Salvo los convencidos que votaron por Keiko Fujimori y Pedro Castillo en primera vuelta, el 67% de los peruanos tienen que decantar sus preferencias por opciones que no les gustan. Opciones francamente complicadas y que nos plantean una disyuntiva imposible de manejar sin tener que tragarnos varios miedos y principios.
Los que van a votar por Keiko Fujimori están preocupados por defender un modelo económico que, a todas luces, generó una riqueza que no supimos distribuir. Les aterra que un Estado ineficiente maneje más recursos cuando no pudo gastar decentemente los que ya tenía. Se les paran los pelos de punta y se imaginan catástrofes como la venezolana. No les falta razón, por más que el candidato Pedro Castillo intente adornar su discurso para bajar el terror que produce en ciertos peruanos, sus arengas en plazas y calles siguen siendo extremistas. A este grupo lo mueve una preocupación estrictamente económica que se exacerba en medio de la grave crisis que estamos viviendo por culpa de la pandemia. Finalmente, cada uno es dueño de sus pánicos y de sus prioridades, pero colgarse de la defensa de la democracia para votar por Keiko Fujimori (aló, padre e hijo Vargas Llosa) es una hipocresía. Y no porque el padre de la candidata haya sido un dictador, sino porque ella misma hizo el último quinquenio un cucurucho con la institucionalidad, usó el poder del Parlamento para destruir toda posibilidad de gobernabilidad, y desencadenó una espiral (también alimentada por Vizcarra) de vacancias y cierres del Congreso que han sido una vergüenza y un desastre para el Perú.

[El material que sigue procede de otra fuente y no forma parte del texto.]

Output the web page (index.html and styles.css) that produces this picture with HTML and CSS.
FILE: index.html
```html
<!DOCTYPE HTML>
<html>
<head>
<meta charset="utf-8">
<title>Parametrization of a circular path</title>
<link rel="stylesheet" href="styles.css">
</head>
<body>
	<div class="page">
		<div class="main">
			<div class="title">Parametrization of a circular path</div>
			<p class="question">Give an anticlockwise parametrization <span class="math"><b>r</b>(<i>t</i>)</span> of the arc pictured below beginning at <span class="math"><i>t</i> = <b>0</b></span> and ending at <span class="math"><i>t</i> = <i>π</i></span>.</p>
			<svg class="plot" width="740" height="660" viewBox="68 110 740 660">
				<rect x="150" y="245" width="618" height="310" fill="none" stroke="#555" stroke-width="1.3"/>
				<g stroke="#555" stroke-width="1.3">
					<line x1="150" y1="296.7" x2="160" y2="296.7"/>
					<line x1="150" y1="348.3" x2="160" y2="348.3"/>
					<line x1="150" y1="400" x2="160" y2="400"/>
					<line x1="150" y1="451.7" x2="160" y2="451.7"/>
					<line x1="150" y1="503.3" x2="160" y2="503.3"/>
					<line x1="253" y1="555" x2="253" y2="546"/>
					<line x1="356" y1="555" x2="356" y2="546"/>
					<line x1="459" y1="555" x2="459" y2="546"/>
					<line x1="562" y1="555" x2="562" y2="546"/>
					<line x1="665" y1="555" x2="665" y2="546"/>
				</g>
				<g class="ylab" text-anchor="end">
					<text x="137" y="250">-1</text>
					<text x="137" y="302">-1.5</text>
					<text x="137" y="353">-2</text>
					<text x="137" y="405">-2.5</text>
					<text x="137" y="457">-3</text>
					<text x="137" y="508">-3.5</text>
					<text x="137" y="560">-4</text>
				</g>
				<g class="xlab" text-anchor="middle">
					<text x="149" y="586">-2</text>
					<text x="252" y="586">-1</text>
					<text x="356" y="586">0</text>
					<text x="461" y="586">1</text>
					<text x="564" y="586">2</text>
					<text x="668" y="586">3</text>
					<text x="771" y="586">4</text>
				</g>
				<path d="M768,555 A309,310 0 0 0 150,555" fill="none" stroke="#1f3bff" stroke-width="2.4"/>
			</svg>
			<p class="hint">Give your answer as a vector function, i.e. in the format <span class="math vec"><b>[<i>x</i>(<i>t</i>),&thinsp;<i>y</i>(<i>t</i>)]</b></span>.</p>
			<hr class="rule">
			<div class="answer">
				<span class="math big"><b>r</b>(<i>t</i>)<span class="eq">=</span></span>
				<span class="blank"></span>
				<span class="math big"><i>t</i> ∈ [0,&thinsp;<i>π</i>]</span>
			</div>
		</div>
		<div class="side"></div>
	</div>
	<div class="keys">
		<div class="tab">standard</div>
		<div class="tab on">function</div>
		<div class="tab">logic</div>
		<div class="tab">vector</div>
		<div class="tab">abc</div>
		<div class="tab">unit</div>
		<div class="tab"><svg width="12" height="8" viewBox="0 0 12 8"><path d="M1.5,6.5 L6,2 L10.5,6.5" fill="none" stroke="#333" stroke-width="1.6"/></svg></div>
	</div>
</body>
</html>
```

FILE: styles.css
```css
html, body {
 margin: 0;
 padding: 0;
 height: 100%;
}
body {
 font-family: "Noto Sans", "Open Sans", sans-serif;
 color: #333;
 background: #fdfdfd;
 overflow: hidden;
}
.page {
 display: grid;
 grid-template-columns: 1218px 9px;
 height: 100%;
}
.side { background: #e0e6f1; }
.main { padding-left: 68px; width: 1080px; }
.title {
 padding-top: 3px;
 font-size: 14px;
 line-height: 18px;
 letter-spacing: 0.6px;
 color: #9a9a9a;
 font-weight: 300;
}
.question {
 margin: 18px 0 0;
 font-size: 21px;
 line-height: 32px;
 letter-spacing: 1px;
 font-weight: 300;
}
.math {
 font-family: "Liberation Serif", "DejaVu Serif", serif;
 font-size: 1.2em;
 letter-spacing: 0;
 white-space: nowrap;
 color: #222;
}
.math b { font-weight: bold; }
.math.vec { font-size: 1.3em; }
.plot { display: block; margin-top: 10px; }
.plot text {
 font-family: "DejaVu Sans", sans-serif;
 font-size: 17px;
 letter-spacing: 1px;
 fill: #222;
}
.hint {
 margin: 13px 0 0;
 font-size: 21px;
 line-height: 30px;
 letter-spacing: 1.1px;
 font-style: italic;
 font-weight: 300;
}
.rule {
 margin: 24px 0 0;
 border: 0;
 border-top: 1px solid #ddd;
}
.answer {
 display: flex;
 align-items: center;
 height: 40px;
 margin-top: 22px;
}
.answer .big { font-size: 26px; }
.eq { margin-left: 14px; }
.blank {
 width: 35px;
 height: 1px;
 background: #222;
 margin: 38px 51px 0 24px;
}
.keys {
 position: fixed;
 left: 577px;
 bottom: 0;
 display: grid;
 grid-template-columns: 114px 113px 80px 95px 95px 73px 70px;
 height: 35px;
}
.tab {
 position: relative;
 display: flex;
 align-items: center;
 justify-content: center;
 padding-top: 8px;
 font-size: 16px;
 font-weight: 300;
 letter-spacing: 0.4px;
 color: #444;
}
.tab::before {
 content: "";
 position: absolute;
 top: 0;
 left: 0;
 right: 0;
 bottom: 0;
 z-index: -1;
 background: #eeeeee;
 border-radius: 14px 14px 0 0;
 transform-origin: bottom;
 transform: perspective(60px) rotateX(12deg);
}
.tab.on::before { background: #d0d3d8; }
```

En la otra esquina del ring están los que vomitarían antes de marcar la K. Argumentan, y con razón, que la candidata naranja no ofrece garantías democráticas y tampoco de lucha anticorrupción. Esta vez el antifujimorismo (que claramente se durmió en primera vuelta, porque pensó que ‘la China’ no la hacía) está despertando con furia y señalando con el dedo a todo aquel que pretende olvidar el pasado y tragarse sus principios por terror a regresar a la pesadilla de colas de los ochenta. Bueno, para los defensores acérrimos de la democracia les tengo una mala noticia: no enarbolen esa bandera, porque si marcan el lápiz están envolviendo en una arepa esos mismos principios que pretenden defender, para tragárselos con estilo. El discurso de Castillo anuncia un desprecio total por las instituciones, un personalismo propio de quien se amparará en el pueblo para tomar las decisiones más aberrantes y que, para hacer del Perú un país más justo, cambiará el modelo económico a como dé lugar, zurrándose en la democracia y sacándose de encima cualquier institución que interfiera con sus planes. “Que el pueblo decida” es la premisa más frecuente y maś falaz sobre la que se han apoyado los gobiernos dictatoriales y populistas tanto de izquierda como de derecha.

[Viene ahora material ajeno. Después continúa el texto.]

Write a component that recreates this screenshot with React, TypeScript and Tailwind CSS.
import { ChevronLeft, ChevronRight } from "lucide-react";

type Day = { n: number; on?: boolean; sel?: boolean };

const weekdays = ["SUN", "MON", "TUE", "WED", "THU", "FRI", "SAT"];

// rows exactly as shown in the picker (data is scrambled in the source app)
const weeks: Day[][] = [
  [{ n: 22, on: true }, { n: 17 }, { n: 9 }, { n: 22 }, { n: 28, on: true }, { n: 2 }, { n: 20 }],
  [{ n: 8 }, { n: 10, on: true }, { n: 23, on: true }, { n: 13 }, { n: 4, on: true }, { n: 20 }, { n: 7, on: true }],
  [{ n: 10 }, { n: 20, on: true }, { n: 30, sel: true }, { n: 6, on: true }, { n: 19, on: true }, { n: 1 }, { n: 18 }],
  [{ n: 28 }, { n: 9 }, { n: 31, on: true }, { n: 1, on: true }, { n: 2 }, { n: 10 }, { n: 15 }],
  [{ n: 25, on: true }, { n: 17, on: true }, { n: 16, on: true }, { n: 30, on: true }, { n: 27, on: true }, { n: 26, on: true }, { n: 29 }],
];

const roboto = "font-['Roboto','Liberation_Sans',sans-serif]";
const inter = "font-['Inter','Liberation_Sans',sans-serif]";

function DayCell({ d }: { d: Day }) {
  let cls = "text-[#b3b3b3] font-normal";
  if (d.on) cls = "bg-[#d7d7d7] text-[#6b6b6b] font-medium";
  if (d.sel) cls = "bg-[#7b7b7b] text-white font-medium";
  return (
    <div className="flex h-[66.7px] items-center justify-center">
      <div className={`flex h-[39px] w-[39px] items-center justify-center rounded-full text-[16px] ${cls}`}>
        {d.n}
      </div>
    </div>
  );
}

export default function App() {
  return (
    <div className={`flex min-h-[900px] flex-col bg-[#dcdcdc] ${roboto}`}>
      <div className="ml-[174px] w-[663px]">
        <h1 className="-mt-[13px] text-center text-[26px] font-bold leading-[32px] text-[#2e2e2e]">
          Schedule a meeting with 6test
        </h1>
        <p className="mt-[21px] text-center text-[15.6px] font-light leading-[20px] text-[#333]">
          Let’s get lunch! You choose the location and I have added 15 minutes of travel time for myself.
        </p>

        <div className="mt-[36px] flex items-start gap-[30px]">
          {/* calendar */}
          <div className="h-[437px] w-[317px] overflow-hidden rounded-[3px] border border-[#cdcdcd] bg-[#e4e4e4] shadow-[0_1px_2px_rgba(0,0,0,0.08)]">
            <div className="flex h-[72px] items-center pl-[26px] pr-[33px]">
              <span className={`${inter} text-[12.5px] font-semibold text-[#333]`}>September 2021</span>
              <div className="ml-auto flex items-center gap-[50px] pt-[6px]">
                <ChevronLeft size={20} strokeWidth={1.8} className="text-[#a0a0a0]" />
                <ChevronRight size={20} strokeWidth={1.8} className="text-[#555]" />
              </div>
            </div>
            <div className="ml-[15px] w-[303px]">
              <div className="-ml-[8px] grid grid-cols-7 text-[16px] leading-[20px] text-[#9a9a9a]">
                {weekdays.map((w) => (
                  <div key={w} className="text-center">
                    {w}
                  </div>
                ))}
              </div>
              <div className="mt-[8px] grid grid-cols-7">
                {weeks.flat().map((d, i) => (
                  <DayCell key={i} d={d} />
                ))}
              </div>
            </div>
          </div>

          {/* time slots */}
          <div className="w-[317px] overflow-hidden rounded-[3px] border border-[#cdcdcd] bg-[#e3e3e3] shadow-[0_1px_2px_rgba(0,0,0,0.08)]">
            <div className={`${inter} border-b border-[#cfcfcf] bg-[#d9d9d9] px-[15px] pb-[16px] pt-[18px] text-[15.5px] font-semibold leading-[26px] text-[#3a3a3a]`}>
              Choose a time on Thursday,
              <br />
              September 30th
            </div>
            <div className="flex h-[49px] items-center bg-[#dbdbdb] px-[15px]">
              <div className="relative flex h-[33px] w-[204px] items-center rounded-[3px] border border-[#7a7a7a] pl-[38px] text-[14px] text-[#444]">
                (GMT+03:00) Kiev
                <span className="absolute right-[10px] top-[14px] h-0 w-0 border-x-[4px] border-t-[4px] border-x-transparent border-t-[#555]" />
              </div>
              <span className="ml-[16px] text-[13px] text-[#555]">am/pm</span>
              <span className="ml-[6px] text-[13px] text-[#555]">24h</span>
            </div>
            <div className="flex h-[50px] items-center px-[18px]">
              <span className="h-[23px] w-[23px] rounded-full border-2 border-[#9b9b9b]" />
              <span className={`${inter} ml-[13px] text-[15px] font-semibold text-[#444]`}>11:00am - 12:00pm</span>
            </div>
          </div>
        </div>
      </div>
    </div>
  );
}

¿No sería mejor entonces dejar de insultar al otro por la manera como piensa elegir (o no hacerlo) este 6 de junio? Acá a ningún bando le interesa la democracia, simplemente porque ambas propuestas son claramente autoritarias. Así que arréglenselas con su conciencia y decidan qué convicciones barrerán debajo de la alfombra. Pero dejen la democracia en paz, porque en estas elecciones no juega.